De acordo com o inquérito Global Youth Tobacco Survey (GYTS), conduzido pela Organização Mundial da Saúde (OMS) em 2019, cerca de 37% dos jovens timorenses fumam. Estes dados colocam Timor-Leste no terceiro lugar entre os países do Sudeste Asiático com maior prevalência de consumo de tabaco entre jovens. O estudo revela que quatro em cada dez estudantes, com idades entre os 13 e os 15 anos, têm o hábito de fumar — um sinal alarmante para a saúde pública.

Segundo o The Tobacco Atlas, uma plataforma desenvolvida em parceria entre a Vital Strategies e a Tobacconomics da Universidade Johns Hopkins, Timor-Leste continua a apresentar níveis elevados de consumo de tabaco, com sérias implicações para a saúde pública.

Os dados de 2022 indicam que cerca de 30,8% da população adulta timorense é fumadora.
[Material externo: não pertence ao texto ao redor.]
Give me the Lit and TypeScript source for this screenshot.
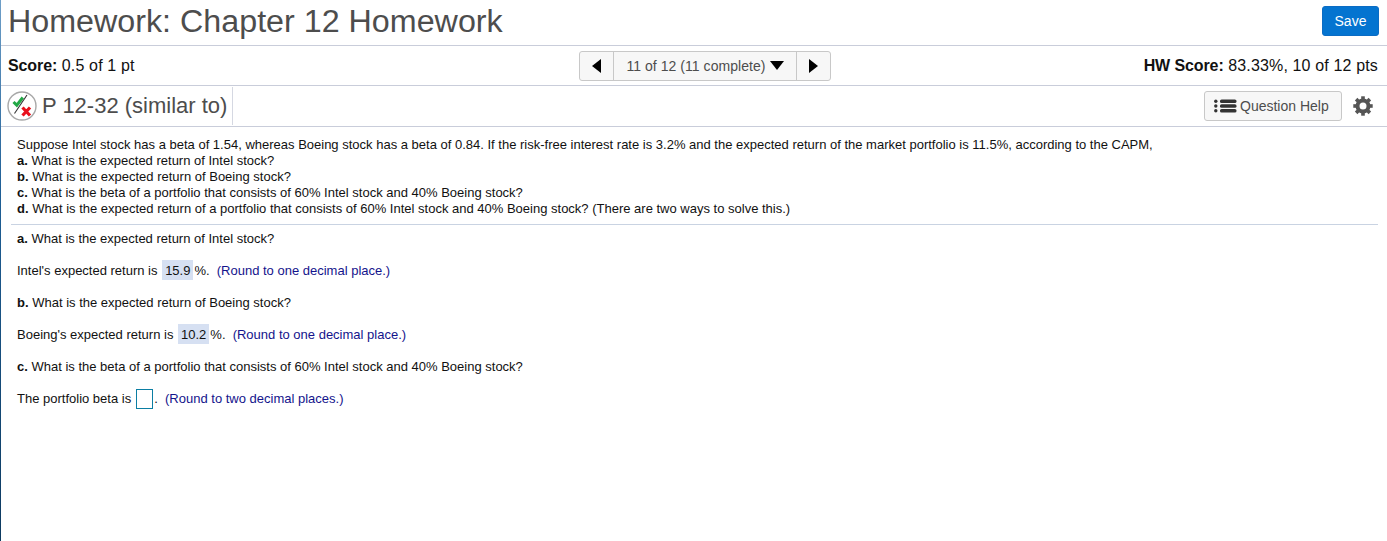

Entre os mais jovens, a situação também é preocupante: 22,9% dos adolescentes consomem produtos de tabaco.

O impacto do tabagismo vai muito além do comportamento individual — estima-se que 10,5% de todas as mortes no país estejam diretamente associadas ao consumo de tabaco, representando uma carga significativa para o sistema nacional de saúde.

O The Tobacco Atlas é uma plataforma online gratuita que avalia a dimensão e as consequências da epidemia global do tabaco e disponibiliza soluções baseadas em evidência científica para apoiar os países na implementação de políticas eficazes de controlo do tabaco.

O Diligente contactou o Ministério da Saúde para obter esclarecimentos sobre a fraca aplicação da legislação antitabaco e para saber que medidas estão previstas no combate ao consumo de tabaco em locais públicos. Até ao momento da publicação desta reportagem, não foi recebida qualquer resposta.

Em Timor-Leste, a lei que proíbe fumar em espaços públicos fechados existe, mas continua a ser amplamente desrespeitada. A ausência de fiscalização eficaz, a falta de sinalização e a normalização social do consumo de tabaco, mesmo entre menores, contribuem para uma realidade que contraria os esforços internacionais de controlo do tabagismo. Testemunhos de cidadãos, estudos da ANCTTL e dados da OMS evidenciam os riscos para a saúde pública, sobretudo através da exposição ao fumo passivo. Com o Dia Mundial Sem Tabaco a assinalar-se a 31 de maio, permanece por cumprir o desafio de garantir ambientes livres de fumo em Timor-Leste.